One reason for the defensiveness in the higher-education establishment concerning “Drowning in Debt” is that the report’s authors Erin Dillon and Kevin Carey, point the finger of blame at a culprit that many colleges and universities don’t like to talk about: soaring college costs, especially “out-of-control tuition increases,” that have steadily outpaced inflation over the past fifteen years. They write: “[A]s long as college prices increase faster than grant aid, family income, and available federal loans, students and families will have to borrow the difference from somewhere, and at market rates.” Indeed, the report’s figures make it clear that many private four-year-colleges and nearly all for-profit colleges are increasingly dependent on student borrowing to keep their doors open. Paradoxically, black and Hispanic students, who are often economically disadvantaged to start with, are borrowing a disproportionate share of their education expenses from private lenders at higher interest rates and with the higher risk of default that characterizes private student lending.
Furthermore, Dillon and Carey point out, many private colleges, in order to meet their skyrocketing overheads, have gradually tailored their student aid way from low-income students with high financial needs toward students from upper-middle-class families who can play nearly full-freight. “Merit” scholarships for the comfortably off now constitute 25 percent of private college aid. Even state universities have substantially increased the amount of non-need-based financial aid they award, in order to attract academically talented students among state residents, and also, as the report notes, to assuage their tax-paying middle-income residents worried about college costs.

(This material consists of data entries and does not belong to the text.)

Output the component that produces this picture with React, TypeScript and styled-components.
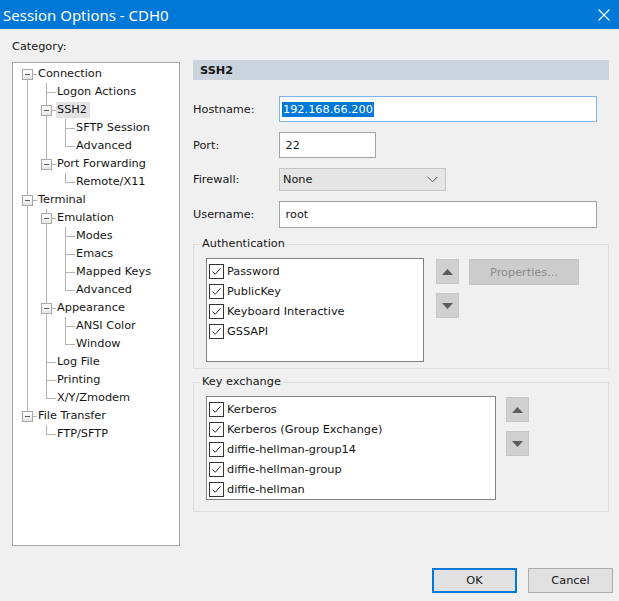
import React from "react";
import styled, { createGlobalStyle } from "styled-components";

const GlobalStyle = createGlobalStyle`
  html, body {
    margin: 0;
    padding: 0;
    background: #f0f0f0;
  }
  body {
    font-family: "DejaVu Sans", Tahoma, sans-serif;
    font-size: 11.3px;
    color: #161616;
  }
`;

type Node = { label: string; selected?: boolean; children?: Node[] };

const tree: Node[] = [
  {
    label: "Connection",
    children: [
      { label: "Logon Actions" },
      {
        label: "SSH2",
        selected: true,
        children: [{ label: "SFTP Session" }, { label: "Advanced" }],
      },
      { label: "Port Forwarding", children: [{ label: "Remote/X11" }] },
    ],
  },
  {
    label: "Terminal",
    children: [
      {
        label: "Emulation",
        children: [
          { label: "Modes" },
          { label: "Emacs" },
          { label: "Mapped Keys" },
          { label: "Advanced" },
        ],
      },
      {
        label: "Appearance",
        children: [{ label: "ANSI Color" }, { label: "Window" }],
      },
      { label: "Log File" },
      { label: "Printing" },
      { label: "X/Y/Zmodem" },
    ],
  },
  { label: "File Transfer", children: [{ label: "FTP/SFTP" }] },
];

type Guide = { up: boolean; down: boolean; right: boolean };
type Row = {
  label: string;
  selected?: boolean;
  expandable: boolean;
  guides: Guide[];
};

// plat lijst maken van de boom, met de lijnen per kolom
function flatten(nodes: Node[], depth: number, rails: boolean[], out: Row[]) {
  nodes.forEach((n, i) => {
    const hasNext = i < nodes.length - 1;
    const guides: Guide[] = rails.map((r) => ({ up: r, down: r, right: false }));
    guides.push({ up: depth > 0 || i > 0, down: hasNext, right: true });
    out.push({
      label: n.label,
      selected: n.selected,
      expandable: !!n.children,
      guides,
    });
    if (n.children) flatten(n.children, depth + 1, [...rails, hasNext], out);
  });
  return out;
}

const rows = flatten(tree, 0, [], []);

const Window = styled.div`
  width: 619px;
  height: 601px;
  display: flex;
  flex-direction: column;
  background: #f0f0f0;
  overflow: hidden;
`;

const TitleBar = styled.div`
  height: 29px;
  flex: none;
  background: #0078d7;
  color: #fff;
  display: flex;
  align-items: center;
  justify-content: space-between;
  padding: 0 9px 0 3px;
  font-family: "Noto Sans", "Open Sans", sans-serif;
  font-size: 15px;
`;

const Body = styled.div`
  flex: 1;
  display: flex;
  flex-direction: column;
  padding: 0 6px 8px 12px;
`;

const Main = styled.div`
  display: grid;
  grid-template-columns: 168px 416px;
  column-gap: 13px;
`;

const LeftCol = styled.div`
  display: flex;
  flex-direction: column;
  padding-top: 10px;
`;

const Caption = styled.div`
  line-height: 16px;
  margin-bottom: 7px;
`;

const TreeBox = styled.div`
  height: 484px;
  box-sizing: border-box;
  background: #fff;
  border: 1px solid #a9a9a9;
  padding: 2px 0 0 5px;
`;

const TreeRow = styled.div`
  display: flex;
  height: 18px;
  align-items: center;
`;

const GuideCell = styled.span<{ $up: boolean; $down: boolean; $right: boolean }>`
  position: relative;
  width: 19px;
  height: 18px;
  flex: none;
  display: flex;
  align-items: center;
  justify-content: center;

  &::before {
    content: "";
    position: absolute;
    left: 9px;
    width: 1px;
    background: #b3b3b3;
    top: ${(p) => (p.$up ? "0" : "9px")};
    bottom: ${(p) => (p.$down ? "0" : "9px")};
  }
  &::after {
    content: "";
    display: ${(p) => (p.$right ? "block" : "none")};
    position: absolute;
    left: 9px;
    right: 0;
    top: 9px;
    height: 1px;
    background: #b3b3b3;
  }
`;

const Expander = styled.span`
  position: relative;
  z-index: 1;
  width: 11px;
  height: 11px;
  box-sizing: border-box;
  border: 1px solid #a8a8a8;
  background: linear-gradient(#ffffff, #e6e6e6);
  display: flex;
  align-items: center;
  justify-content: center;

  &::before {
    content: "";
    width: 5px;
    height: 1px;
    background: #5a5a5a;
  }
`;

const NodeLabel = styled.span<{ $selected?: boolean }>`
  padding: 1px 3px 1px 1px;
  line-height: 14px;
  white-space: nowrap;
  background: ${(p) => (p.$selected ? "#e3e3e3" : "transparent")};
`;

const RightCol = styled.div`
  display: flex;
  flex-direction: column;
  padding-top: 31px;
`;

const PanelHeader = styled.div`
  height: 20px;
  background: #cad4de;
  font-weight: bold;
  display: flex;
  align-items: center;
  padding-left: 7px;
`;

const Form = styled.div`
  margin-top: 16px;
  display: grid;
  grid-template-columns: 86px auto;
  row-gap: 10px;
  align-items: center;
`;

const Field = styled.div<{ $w: number; $h: number; $focus?: boolean }>`
  width: ${(p) => p.$w}px;
  height: ${(p) => p.$h}px;
  box-sizing: border-box;
  background: #fff;
  border: 1px solid ${(p) => (p.$focus ? "#7eb4ea" : "#a3a3a3")};
  display: flex;
  align-items: center;
  padding-left: 2px;
`;

const Highlight = styled.span`
  background: #0078d7;
  color: #fff;
  padding: 0 1px;
  line-height: 15px;
`;

const Select = styled.div`
  width: 167px;
  height: 23px;
  box-sizing: border-box;
  background: #e5e5e5;
  border: 1px solid #c4c4c4;
  display: flex;
  align-items: center;
  justify-content: space-between;
  padding: 0 7px 0 3px;
`;

const Group = styled.fieldset<{ $pb: number; $mt: number }>`
  margin: ${(p) => p.$mt}px 0 0;
  padding: 7px 12px ${(p) => p.$pb}px;
  border: 1px solid #dcdcdc;
  min-width: 0;
  display: flex;
  align-items: flex-start;
`;

const Legend = styled.legend`
  padding: 0 2px;
  margin-left: -6px;
  line-height: 14px;
`;

const ListBox = styled.div<{ $w: number }>`
  width: ${(p) => p.$w}px;
  height: 104px;
  box-sizing: border-box;
  background: #fff;
  border: 1px solid #828282;
  padding: 2px 0 0 2px;
  flex: none;
`;

const CheckRow = styled.div`
  display: flex;
  align-items: center;
  height: 20px;
  gap: 3px;
  white-space: nowrap;
`;

const CheckBox = styled.span`
  width: 15px;
  height: 15px;
  box-sizing: border-box;
  border: 1px solid #333;
  background: #fff;
  display: flex;
  align-items: center;
  justify-content: center;
`;

const ArrowCol = styled.div<{ $ml: number }>`
  display: flex;
  flex-direction: column;
  gap: 9px;
  margin-left: ${(p) => p.$ml}px;
  margin-top: 1px;
`;

const ArrowButton = styled.div`
  width: 23px;
  height: 25px;
  box-sizing: border-box;
  background: #d0d0d0;
  border: 1px solid #c6c6c6;
  display: flex;
  align-items: center;
  justify-content: center;
`;

const DisabledButton = styled.div`
  width: 110px;
  height: 26px;
  box-sizing: border-box;
  margin: 1px 0 0 10px;
  background: #cccccc;
  border: 1px solid #c2c2c2;
  color: #8a8a8a;
  display: flex;
  align-items: center;
  justify-content: center;
`;

const Footer = styled.div`
  margin-top: auto;
  display: flex;
  justify-content: flex-end;
  gap: 11px;
`;

const DialogButton = styled.button<{ $default?: boolean }>`
  width: 85px;
  height: 25px;
  box-sizing: border-box;
  font: inherit;
  color: #161616;
  background: #e1e1e1;
  border: ${(p) => (p.$default ? "2px solid #0078d7" : "1px solid #adadad")};
  padding: 0;
`;

const Check = () => (
  <svg width="11" height="11" viewBox="0 0 11 11">
    <polyline points="1.5,5.5 4.2,8.3 9.6,2.2" fill="none" stroke="#2a2a2a" strokeWidth="1" />
  </svg>
);

const Triangle = ({ down }: { down?: boolean }) => (
  <svg width="11" height="6" viewBox="0 0 11 6">
    <polygon points={down ? "0,0 11,0 5.5,6" : "0,6 11,6 5.5,0"} fill="#5c5c5c" />
  </svg>
);

const Chevron = () => (
  <svg width="11" height="7" viewBox="0 0 11 7">
    <polyline points="0.5,0.8 5.5,5.8 10.5,0.8" fill="none" stroke="#555" strokeWidth="1" />
  </svg>
);

const CloseIcon = () => (
  <svg width="12" height="12" viewBox="0 0 12 12">
    <path d="M0.5 0.5 L11.5 11.5 M11.5 0.5 L0.5 11.5" stroke="#fff" strokeWidth="1.1" />
  </svg>
);

function CheckList({ items, width }: { items: string[]; width: number }) {
  return (
    <ListBox $w={width}>
      {items.map((it) => (
        <CheckRow key={it}>
          <CheckBox>
            <Check />
          </CheckBox>
          {it}
        </CheckRow>
      ))}
    </ListBox>
  );
}

function Arrows({ ml }: { ml: number }) {
  return (
    <ArrowCol $ml={ml}>
      <ArrowButton>
        <Triangle />
      </ArrowButton>
      <ArrowButton>
        <Triangle down />
      </ArrowButton>
    </ArrowCol>
  );
}

export default function App() {
  return (
    <>
      <GlobalStyle />
      <Window>
        <TitleBar>
          <span>Session Options - CDH0</span>
          <CloseIcon />
        </TitleBar>
        <Body>
          <Main>
            <LeftCol>
              <Caption>Category:</Caption>
              <TreeBox>
                {rows.map((r, i) => (
                  <TreeRow key={i}>
                    {r.guides.map((g, j) => (
                      <GuideCell key={j} $up={g.up} $down={g.down} $right={g.right}>
                        {j === r.guides.length - 1 && r.expandable && <Expander />}
                      </GuideCell>
                    ))}
                    <NodeLabel $selected={r.selected}>{r.label}</NodeLabel>
                  </TreeRow>
                ))}
              </TreeBox>
            </LeftCol>

            <RightCol>
              <PanelHeader>SSH2</PanelHeader>
              <Form>
                <span>Hostname:</span>
                <Field $w={318} $h={26} $focus>
                  <Highlight>192.168.66.200</Highlight>
                </Field>
                <span>Port:</span>
                <Field $w={97} $h={26}>
                  &nbsp;22
                </Field>
                <span>Firewall:</span>
                <Select>
                  <span>None</span>
                  <Chevron />
                </Select>
                <span>Username:</span>
                <Field $w={318} $h={27}>
                  &nbsp;root
                </Field>
              </Form>

              <Group $mt={9} $pb={6}>
                <Legend>Authentication</Legend>
                <CheckList
                  width={218}
                  items={["Password", "PublicKey", "Keyboard Interactive", "GSSAPI"]}
                />
                <Arrows ml={12} />
                <DisabledButton>Properties...</DisabledButton>
              </Group>

              <Group $mt={6} $pb={11}>
                <Legend>Key exchange</Legend>
                <CheckList
                  width={290}
                  items={[
                    "Kerberos",
                    "Kerberos (Group Exchange)",
                    "diffie-hellman-group14",
                    "diffie-hellman-group",
                    "diffie-hellman",
                  ]}
                />
                <Arrows ml={10} />
              </Group>
            </RightCol>
          </Main>

          <Footer>
            <DialogButton $default>OK</DialogButton>
            <DialogButton>Cancel</DialogButton>
          </Footer>
        </Body>
      </Window>
    </>
  );
}
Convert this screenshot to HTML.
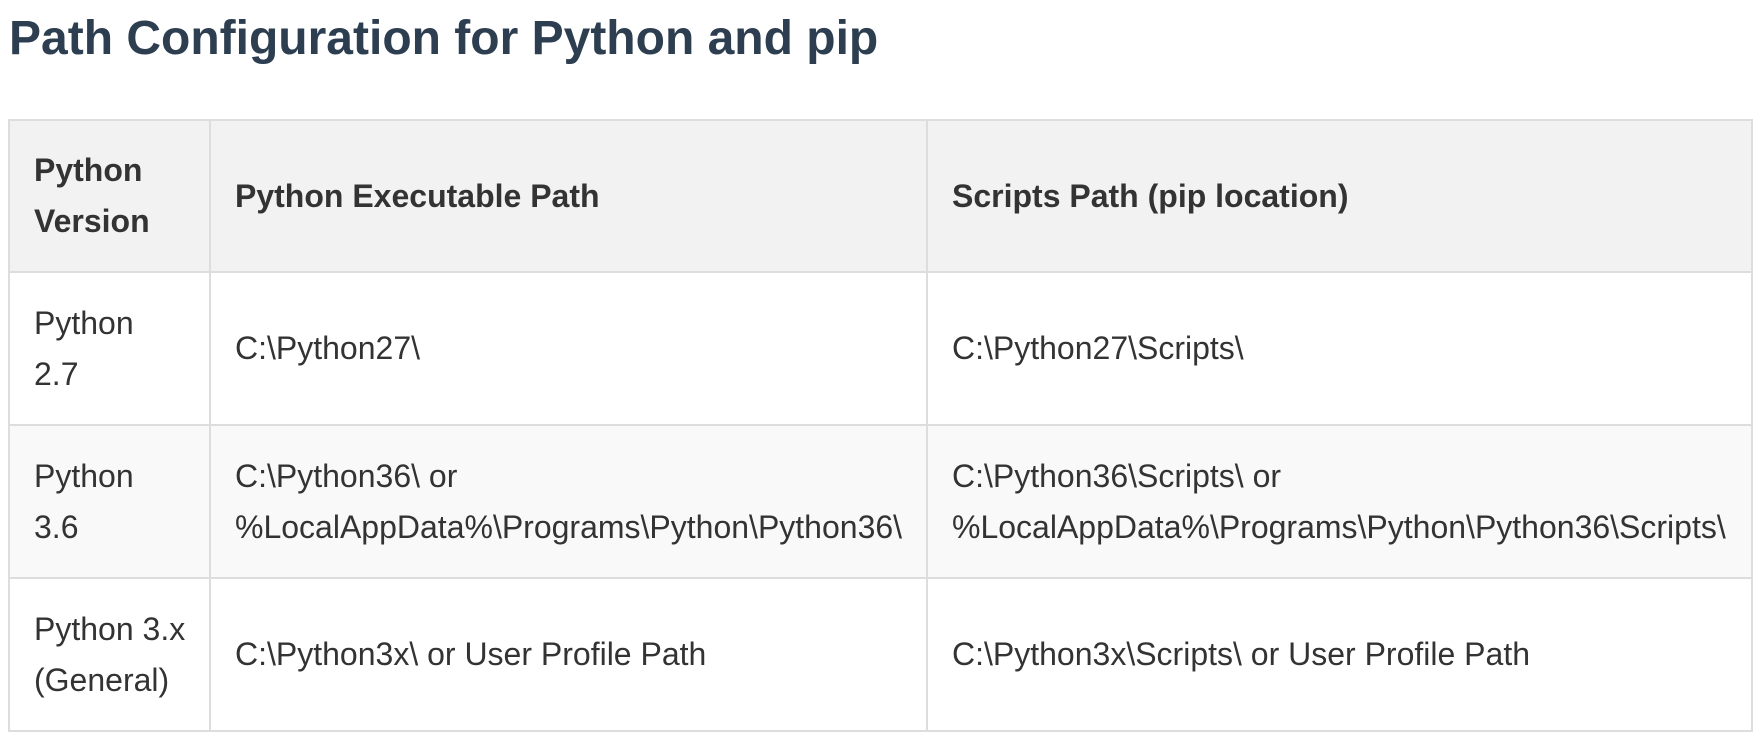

Changes in the federal student loan program proposed by the Obama administration won’t alleviate the current student-debt crisis much, as they are expected mostly to generate more money for federal Pell grants for the neediest students but offer little help to the not-quite-so-needy. “[C]reating better incentives for colleges to restrain prices” would be a better way to stanch the debt surge, says Ed Sector—but don’t look for that to happen soon.